The lower critical temperature (LCT) value for cattle is the lowest temperature or wind chill at which no additional energy is required to maintain core body temperature.
“As the temperature declines below this lower critical value, the maintenance energy value for the animal is increased to maintain core body temperature,” he said. “Animals maintain core body temperature by increasing their metabolism, resulting in greater heat production, as well as other heat conservation strategies, such as reducing blood flow to the extremities, shivering and increased intake.”
Lehmkuhler said several things can influence lower critical temperature value.
“Both external and internal insulation influences the LCT. External insulation is basically the depth and thickness of the hair coat, condition of the hair coat and thickness of the hide,” he said. “Thin-hided breeds such as dairy breeds tend to have a lower insulating factor than thick-hided breeds like Herefords. The condition of the hair coat is extremely important as an external insulation barrier.”

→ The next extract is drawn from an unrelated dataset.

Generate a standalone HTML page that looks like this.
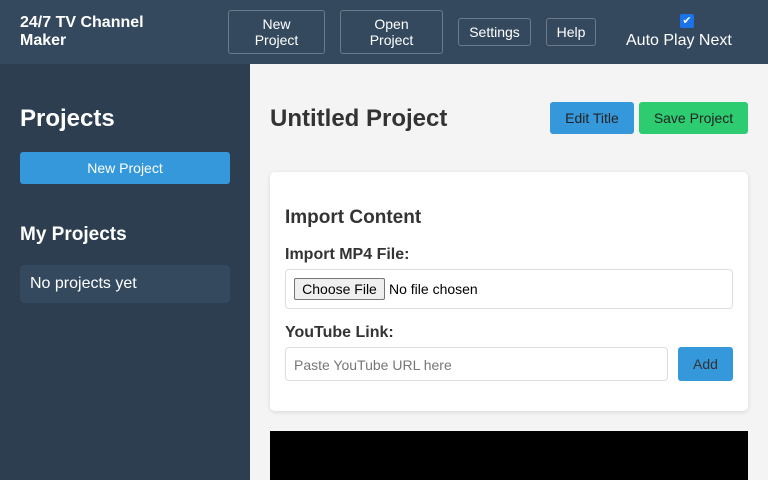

The hair coat acts similar to home attic insulation that traps air, enhancing the insulating value. If the hair is wet and full of mud, air is excluded, reducing the insulating value and increasing heat loss from the skin to the environment. The density of the hair coat and if it is wet or dry impacts the wind chill temperatures at which cold stress is considered mild, moderate or severe. As little as 0.1 inch of rain can immediately impact cold stress severity by matting the hair down reducing its insulating ability. Acclimation time, hide thickness, fat cover and other factors will also influence the degree of cold stress that animals experience.